The King of Folly Island. THE ATHENAEUM 3950 (JULY 11, 1903), 59.

    The King of Folly Island.  By Sarah Orne Jewett.  (Duckworth.)  -- With one exception the eight stories included in this little volume are reprinted from American magazines. They are thoughtful, well-written stories of American life, and contain more good stuff than the average reader is likely to find in them. The author's method is discursive, rambling, diffuse. Now in the short story excursions from the main point of the theme must be made fascinating if the average reader is to win though them to the story's kernel. Mere talent is hardly sufficient equipment for the short-story writer who would lead his readers by these roundabout, vague ways; the task demands something nearer akin to genius; and the author of the present volume does not show genius, only considerable literary ability and conscientious workmanship. Her stories are scarcely stories at all, but pleasant essays in fiction, quiet, well-bred, sincere, and unpretentious. We commend the work, while we urge that the short story demands more concentration.
 



"The King of Folly Island."  THE SATURDAY REVIEW
(London) 96 (July 25, 1903), 117-118

    For all except the writer's friends -- and very often for them also -- the republication in volume form of short stories which have already appeared in magazines is extremely trying. Unless the stories are very good or the author very distinguished the reader is apt to be exasperated at the reprint, while the fact that he has been induced to buy a volume in the belief that it is new matter, afterwards to discover that it contains stories which he was pleased, perhaps, to read once but which he certainly does not wish to read twice, is sufficient to make him eschew the purchase of "collections" for the rest of his natural life. If then we except this volume of Miss or Mrs. Jewett from the list -- a long one -- of short stories which should not have been republished we shall be understood to give it no small measure of praise. The stories were, in our opinion, deserving of collection in volume form because they deal with unusual and out-of-the-way aspects of life and because they contain certain literary qualities which give them a permanent value, so that he who hath once read can turn yet again to the pages and find therein both pleasure and profit for himself.



 

The King of Folly Island. THE BOOKMAN(London) 24:143 (August, 1903) 186.

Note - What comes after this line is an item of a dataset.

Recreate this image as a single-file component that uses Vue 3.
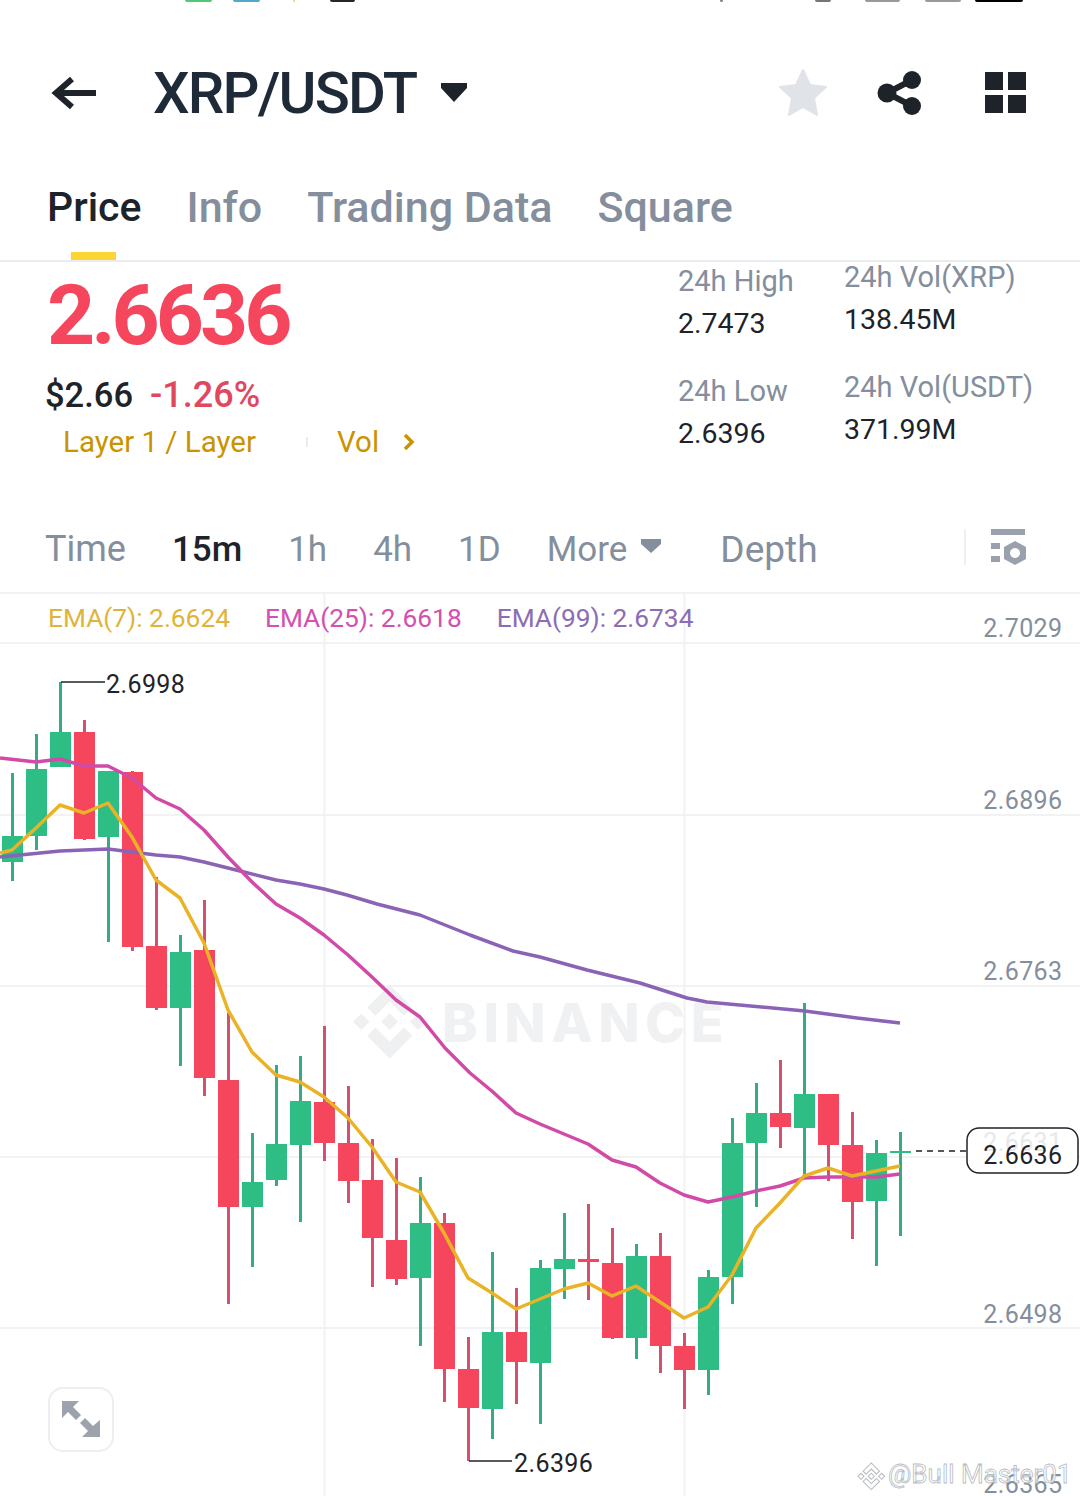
<template>
  <div class="page">
    <div class="status">
      <i class="st st-green"></i>
      <i class="st st-blue"></i>
      <i class="st st-tick"></i>
      <i class="st st-dark"></i>
      <i class="st st-r1"></i>
      <i class="st st-r2"></i>
      <i class="st st-r3"></i>
      <i class="st st-r4"></i>
      <i class="st st-batt"></i>
    </div>

    <header class="topbar">
      <svg class="back" width="46" height="34" viewBox="0 0 46 34">
        <path d="M22 3 6 17l16 14M6 17h40" fill="none" stroke="#1e2329" stroke-width="6" stroke-linejoin="miter" />
      </svg>
      <h1 class="pair">XRP/USDT</h1>
      <svg class="caret" width="28" height="20" viewBox="0 0 28 20"><path d="M1 1h26v5L14 20 1 6z" fill="#1e2329" /></svg>
      <svg class="star" width="48" height="48" viewBox="0 0 48 48">
        <path d="M24 1l7 15 16 2-12 11 3 17-14-8-14 8 3-17L1 18l16-2z" fill="#e0e3e7" stroke="#e0e3e7" stroke-width="2" stroke-linejoin="round" />
      </svg>
      <svg class="share" width="44" height="46" viewBox="0 0 44 46">
        <g fill="#1e2329"><circle cx="35" cy="10" r="9" /><circle cx="10" cy="23" r="9.5" /><circle cx="35" cy="36" r="9" /></g>
        <path d="M35 10 10 23l25 13" fill="none" stroke="#1e2329" stroke-width="6" />
      </svg>
      <div class="grid-icon"><i></i><i></i><i></i><i></i></div>
    </header>

    <nav class="tabs">
      <span v-for="tab in tabs" :key="tab" class="tab" :class="{ active: tab === 'Price' }">{{ tab }}</span>
    </nav>

    <section class="stats">
      <div class="summary">
        <div class="last">2.6636</div>
        <div class="fiat"><span>$2.66</span><span class="pct">-1.26%</span></div>
        <div class="tags">
          <span>Layer 1 / Layer</span>
          <i class="tag-sep"></i>
          <span>Vol</span>
          <svg class="chev" width="12" height="18" viewBox="0 0 12 18"><path d="M2 2l7 7-7 7" fill="none" stroke="#c99400" stroke-width="3.500" /></svg>
        </div>
      </div>
      <div class="col col-a">
        <div class="label">24h High</div>
        <div class="value">2.7473</div>
        <div class="label next">24h Low</div>
        <div class="value">2.6396</div>
      </div>
      <div class="col col-b">
        <div class="label">24h Vol(XRP)</div>
        <div class="value">138.45M</div>
        <div class="label next">24h Vol(USDT)</div>
        <div class="value">371.99M</div>
      </div>
    </section>

    <div class="intervals">
      <span class="time">Time</span>
      <span class="on">15m</span>
      <span>1h</span>
      <span>4h</span>
      <span>1D</span>
      <span class="more">More<svg width="20" height="14" viewBox="0 0 20 14"><path d="M0 0h20v5l-10 9L0 5z" fill="#848e9c" /></svg></span>
      <span class="depth">Depth</span>
      <i class="int-sep"></i>
      <svg class="settings" width="36" height="36" viewBox="0 0 36 36">
        <g fill="#9aa1ad">
          <rect x="1" y="0" width="34" height="6" />
          <rect x="1" y="14" width="9" height="6" />
          <rect x="1" y="27" width="9" height="6" />
          <path fill-rule="evenodd" d="M25 12l11 6v12l-11 6-11-6V18zm0 7a5 5 0 1 0 .01 0z" />
        </g>
      </svg>
    </div>

    <div class="chart">
      <svg class="plot" width="1080" height="902" viewBox="0 594 1080 902">
        <g stroke="#f1f2f4" stroke-width="2">
          <line v-for="y in gridY" :key="y" x1="0" x2="1080" :y1="y" :y2="y" />
          <line x1="324.500" x2="324.500" y1="594" y2="1496" />
          <line x1="684.500" x2="684.500" y1="594" y2="1496" />
        </g>

        <path :d="logo" transform="translate(353 985) scale(0.58)" fill="#eff0f1" />
        <text x="442" y="1042" class="mark">BINANCE</text>

        <g v-for="c in candles" :key="c.x">
          <rect :x="c.x - 1" :y="c.high" width="3" :height="c.low - c.high" :fill="c.wick" />
          <rect :x="c.x - 10" :y="c.top" width="21" :height="c.bottom - c.top" :fill="c.body" />
        </g>

        <polyline :points="ema99" class="ema" stroke="#8a63b5" />
        <polyline :points="ema25" class="ema" stroke="#d24aa8" />
        <polyline :points="ema7" class="ema" stroke="#e9b325" />

        <path d="M61 682H105" stroke="#1e2329" stroke-width="1.500" fill="none" />
        <text x="106" y="693" class="extreme">2.6998</text>
        <path d="M469 1461H512" stroke="#1e2329" stroke-width="1.500" fill="none" />
        <text x="514" y="1472" class="extreme">2.6396</text>

        <text v-for="t in axis" :key="t.label" x="1062.500" :y="t.y" text-anchor="end" class="tick">{{ t.label }}</text>

        <path d="M916 1151H966" stroke="#1e2329" stroke-width="1.500" stroke-dasharray="6 5" fill="none" />
        <rect x="967" y="1128" width="111" height="45" rx="12" fill="#fff" stroke="#1e2329" stroke-width="1.500" />
        <text x="1062.500" y="1151" text-anchor="end" class="tick faint">2.6631</text>
        <text x="1062.500" y="1164" text-anchor="end" class="tick now">2.6636</text>

        <path :d="logo" transform="translate(858 1463) scale(0.21)" fill="#fff" stroke="#b8bcc2" stroke-width="5" />
        <text x="888" y="1483" class="credit">@Bull Master01</text>
      </svg>

      <div class="legend">
        <span class="ma7">EMA(7): 2.6624</span>
        <span class="ma25">EMA(25): 2.6618</span>
        <span class="ma99">EMA(99): 2.6734</span>
      </div>

      <button class="expand">
        <svg width="38" height="38" viewBox="0 0 38 38">
          <path d="M0 0h17L11 6l8 8-5 5-8-8-6 6zM38 36H20l6-6-8-8 5-5 8 8 7-6z" fill="#9ca3ad" />
        </svg>
      </button>
    </div>
  </div>
</template>

<script setup>
const tabs = ['Price', 'Info', 'Trading Data', 'Square']

const gridY = [643, 815, 986, 1157, 1328]

const axis = [
  { label: '2.7029', y: 637 },
  { label: '2.6896', y: 809 },
  { label: '2.6763', y: 980 },
  { label: '2.6498', y: 1323 },
  { label: '2.6365', y: 1493 },
]

const logo =
  'M38.73 53.2l24.59-24.58 24.6 24.6 14.3-14.31L63.32 0 24.43 38.9zM0 63.31l14.3-14.31 14.31 14.31-14.31 14.3zM38.73 73.41l24.59 24.59 24.6-24.6 14.31 14.29-38.9 38.91-38.91-38.88zM98 63.31l14.3-14.31 14.31 14.3-14.31 14.32zM77.83 63.3L63.32 48.78 48.81 63.28l14.51 14.5z'

// g/r, high, low, body top, body bottom
const raw = [
  ['g', 773, 881, 836, 862],
  ['g', 734, 850, 769, 836],
  ['g', 682, 767, 732, 767],
  ['r', 720, 840, 732, 839],
  ['g', 771, 942, 771, 837],
  ['r', 771, 951, 772, 947],
  ['r', 877, 1010, 946, 1008],
  ['g', 935, 1066, 952, 1008],
  ['r', 900, 1096, 950, 1078],
  ['r', 1013, 1304, 1080, 1207],
  ['g', 1133, 1267, 1182, 1207],
  ['g', 1065, 1186, 1144, 1180],
  ['g', 1056, 1222, 1101, 1145],
  ['r', 1026, 1161, 1102, 1143],
  ['r', 1086, 1203, 1143, 1181],
  ['r', 1139, 1287, 1180, 1238],
  ['r', 1158, 1285, 1240, 1279],
  ['g', 1177, 1346, 1223, 1278],
  ['r', 1213, 1402, 1223, 1369],
  ['r', 1337, 1461, 1369, 1408],
  ['g', 1252, 1439, 1332, 1409],
  ['r', 1288, 1404, 1332, 1362],
  ['g', 1260, 1424, 1268, 1363],
  ['g', 1213, 1299, 1259, 1269],
  ['r', 1204, 1300, 1259, 1262],
  ['r', 1228, 1339, 1263, 1338],
  ['g', 1244, 1359, 1256, 1338],
  ['r', 1233, 1373, 1256, 1346],
  ['r', 1333, 1409, 1346, 1370],
  ['g', 1270, 1395, 1277, 1370],
  ['g', 1118, 1304, 1143, 1277],
  ['g', 1083, 1207, 1113, 1143],
  ['r', 1060, 1148, 1113, 1127],
  ['g', 1003, 1178, 1094, 1128],
  ['r', 1094, 1181, 1094, 1145],
  ['r', 1112, 1239, 1145, 1202],
  ['g', 1140, 1266, 1153, 1201],
  ['g', 1132, 1236, 1151, 1153],
]

const candles = raw.map(([side, high, low, top, bottom], i) => ({
  x: 12 + 24 * i,
  high,
  low,
  top,
  bottom,
  body: side === 'g' ? '#2ebd85' : '#f6465d',
  wick: side === 'g' ? '#35ab84' : '#d5506c',
}))

const ema7 =
  '0,853 12,850 36,828 60,805 84,813 108,803 132,837 156,880 180,898 204,943 228,1010 252,1052 276,1075 300,1082 324,1097 348,1118 372,1147 396,1182 420,1192 444,1233 468,1278 492,1293 516,1309 540,1299 564,1289 588,1283 612,1296 636,1286 660,1302 684,1318 708,1307 732,1275 756,1228 780,1203 804,1176 828,1168 852,1176 876,1171 900,1166'

const ema25 =
  '0,758 36,762 60,759 84,766 108,766 132,778 156,798 180,809 204,830 228,857 252,882 276,904 300,918 324,935 348,955 372,977 396,1000 420,1017 445,1048 470,1073 493,1092 516,1113 540,1124 564,1134 588,1144 612,1160 636,1167 660,1183 684,1195 708,1202 732,1197 756,1191 780,1186 804,1178 828,1177 852,1177 876,1177 900,1174'

const ema99 =
  '0,857 60,851 108,849 132,852 156,855 180,857 204,862 240,871 276,880 300,884 324,889 347,895 377,904 420,915 470,935 513,951 540,957 587,970 640,983 687,998 707,1002 805,1011 857,1018 900,1023'
</script>

<style>
html,
body {
  margin: 0;
  background: #fff;
}
</style>

<style scoped>
.page {
  width: 1080px;
  height: 1496px;
  overflow: hidden;
  background: #fff;
  color: #1e2329;
  font-family: Roboto, "Noto Sans", sans-serif;
}

.status {
  position: relative;
  height: 3px;
  overflow: hidden;
}

.st {
  position: absolute;
  top: 0;
  height: 2px;
  border-radius: 0 0 4px 4px;
}

.st-green { left: 185px; width: 27px; background: #4fc878; }
.st-blue { left: 233px; width: 27px; background: #4fa9c8; }
.st-tick { left: 293px; width: 2px; background: #e6d58c; }
.st-dark { left: 330px; width: 25px; background: #23262b; }
.st-r1 { left: 720px; width: 3px; background: #888; }
.st-r2 { left: 815px; width: 16px; background: #777; }
.st-r3 { left: 865px; width: 35px; background: #999; }
.st-r4 { left: 925px; width: 36px; background: #999; }
.st-batt { left: 975px; width: 48px; background: #000; }

.topbar {
  display: flex;
  align-items: center;
  height: 180px;
  padding-left: 50px;
}

.back {
  margin-right: 57px;
}

.pair {
  margin: 0;
  font-size: 58px;
  font-weight: 500;
  letter-spacing: -1.8px;
  line-height: 60px;
  color: #1e2a38;
}

.caret {
  margin: 0 0 0 24px;
  position: relative;
  top: -1px;
}

.star {
  margin-left: auto;
}

.share {
  margin-left: 50px;
}

.grid-icon {
  display: grid;
  grid-template-columns: 18px 18px;
  grid-auto-rows: 18px;
  gap: 5px;
  margin: -2px 54px 0 64px;
}

.grid-icon i {
  background: #1e2329;
}

.tabs {
  display: flex;
  gap: 45px;
  height: 77px;
  padding-left: 47px;
  border-bottom: 2px solid #eaecef;
}

.tab {
  position: relative;
  height: 77px;
  font-size: 43px;
  line-height: 48px;
  font-weight: 500;
  color: #848e9c;
}

.tab.active {
  font-size: 41px;
  color: #1e2329;
}

.tab.active::after {
  content: "";
  position: absolute;
  left: 24px;
  bottom: 0;
  width: 45px;
  height: 8px;
  background: #fcd535;
}

.stats {
  display: flex;
  height: 260px;
}

.summary {
  flex: 0 0 633px;
  padding-left: 45px;
}

.last {
  margin: 12px 0 0 2px;
  font-size: 84px;
  letter-spacing: -4px;
  line-height: 84px;
  font-weight: 700;
  color: #f6465d;
}

.fiat {
  display: flex;
  gap: 17px;
  margin-top: 15px;
  font-size: 34.500px;
  line-height: 44px;
  font-weight: 500;
}

.pct {
  font-size: 36px;
  color: #e0485f;
}

.tags {
  display: flex;
  align-items: center;
  margin: 5px 0 0 18px;
  font-size: 29.500px;
  line-height: 40px;
  color: #c99400;
}

.tag-sep {
  width: 2px;
  height: 10px;
  margin: 0 29px 0 50px;
  background: #eaecef;
}

.chev {
  margin-left: 24px;
}

.col {
  font-size: 29px;
}

.col-a {
  flex: 0 0 166px;
}

.col-b {
  margin-top: -4px;
}

.label {
  line-height: 38px;
  color: #848e9c;
}

.label.next {
  margin-top: 24px;
}

.value {
  font-size: 28.500px;
  line-height: 48px;
  color: #1e2329;
}

.intervals {
  display: flex;
  align-items: center;
  gap: 46px;
  height: 54px;
  padding: 0 0 16px 45px;
  border-bottom: 2px solid #f1f2f4;
  font-size: 35px;
  color: #848e9c;
}

.time {
  font-size: 36px;
}

.on {
  font-weight: 500;
  color: #1e2329;
}

.more {
  display: flex;
  align-items: center;
  gap: 14px;
}

.more svg {
  margin-bottom: 7px;
}

.depth {
  margin-left: 13px;
  font-size: 37px;
}

.int-sep {
  width: 2px;
  height: 36px;
  margin: -5px 0 0 auto;
  background: #eeeff1;
}

.settings {
  margin: -4px 54px 0 -22px;
}

.chart {
  position: relative;
  height: 902px;
}

.plot {
  position: absolute;
  inset: 0;
}

.legend {
  position: relative;
  display: flex;
  gap: 35px;
  padding: 6px 0 0 48px;
  font-size: 26.300px;
  line-height: 36px;
}

.ma7 { color: #dfb43a; }
.ma25 { color: #d44fb0; }
.ma99 { color: #8d6cb5; }

.expand {
  position: absolute;
  left: 48px;
  top: 793px;
  width: 66px;
  height: 65px;
  padding: 0;
  display: flex;
  align-items: center;
  justify-content: center;
  background: #fff;
  border: 2px solid #eceef0;
  border-radius: 15px;
}

.ema {
  fill: none;
  stroke-width: 3.500;
  stroke-linejoin: round;
}

.mark {
  font-family: Inter, Roboto, sans-serif;
  font-size: 54px;
  font-weight: 800;
  letter-spacing: 5.500px;
  fill: #f0f1f2;
}

.extreme {
  font-size: 25px;
  letter-spacing: 0.400px;
  fill: #1e2329;
}

.tick {
  font-size: 25px;
  letter-spacing: 0.400px;
  fill: #848e9c;
}

.tick.faint {
  fill: #e6e8ea;
}

.tick.now {
  fill: #1e2329;
}

.credit {
  font-size: 26px;
  fill: rgba(255, 255, 255, 0.7);
  stroke: #b8bcc2;
  stroke-width: 0.8px;
}
</style>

    Miss Jewett writes with delicate humour and pathos and a quiet charm of manner that is nowhere else to be met with outside the pages of Miss Mary E. Wilkins. Yet the similarity between the two writers is less a similarity of style than of subject; they both deal with the curious old-world lives and customs of New England, and it is therefore inevitable that there should be occasional family resemblances between their characters, and it is because each faithfully reproduces the types that are equally familiar to both that one traces similarities between them that naturally result not from one being influenced by the other, but from both writing under the same inspiration. "The King of Folly Island" and the other seven stories in this book are made of such slight episodes that to reduce them to a bald outline would ruin them, yet they are told with such exquisite art as makes them more affecting and more effective than any rush and strength of plot could do. It is one of the few volumes that are worth reading and keeping to read again.